Package size	Typical ESL (nH)	Common usage
0402	0.4	High speed cores, dense placement
0603	0.7	General purpose decoupling
0805	1.2	Bulk support, slower rails
1210	2.0	Bulk energy storage

Worked example using the calculator

Assume a processor draws a current step across a plane section that is 100 mm long and 80 mm wide, with a power and ground plane separation of 0.2 mm. The number of squares is 100 ÷ 80, or 1.25 squares. The inductance per square is 0.251 nH, giving a total inductance of about 0.314 nH. If the edge rate implies a dominant frequency of 200 MHz, the inductive reactance becomes about 0.39 ohms. If your target impedance is 0.1 ohms, the plane alone exceeds the budget. Reducing the separation to 0.1 mm drops inductance in half and brings the reactance closer to the target. This example shows how plane geometry can be the difference between meeting or missing a PDN goal.
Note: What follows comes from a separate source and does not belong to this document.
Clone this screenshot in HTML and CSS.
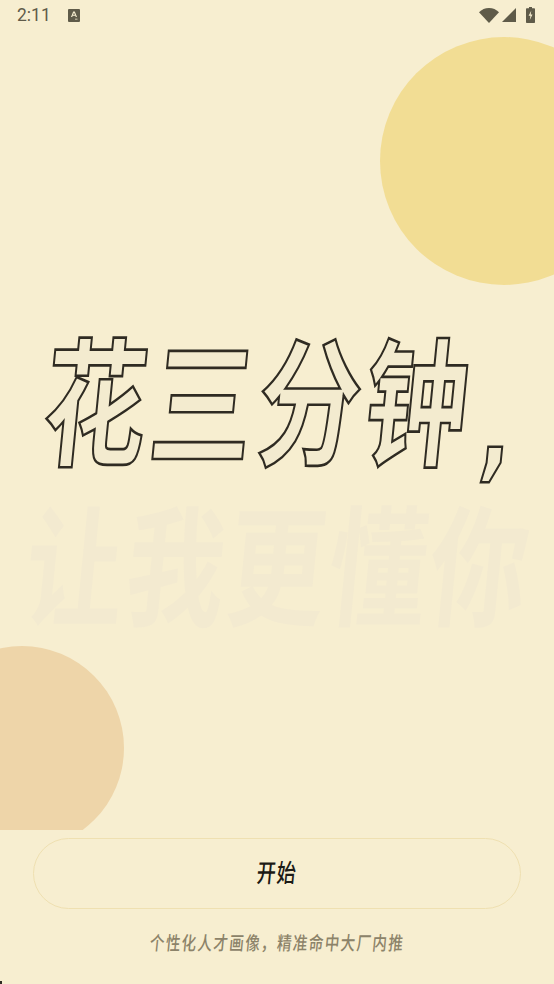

Integrating the calculator into a PDN workflow

Use the calculator early, before final routing. Start by estimating plane inductance for each critical rail. Compare the reactance to your target impedance band. If the plane inductance is too high, adjust the stackup to reduce separation, increase plane width, or shorten the distance between regulator and load. Then revisit the decoupling plan with a clearer understanding of the base plane impedance. Combine these estimates with simulation for final signoff. The goal is not to replace field solvers but to identify risks quickly and guide design decisions with confidence.

For highly reliable systems, consult proven guidance and reference data from authoritative sources. The electromagnetic constants published by the National Institute of Standards and Technology help confirm the permeability values in these calculations. The NASA standards repository provides rigorous engineering practices for high reliability electronics. If you need a deeper theoretical foundation, the electromagnetic field material in MIT OpenCourseWare is a trusted academic resource. Combining these references with practical measurement will keep your PDN robust across process, voltage, and temperature.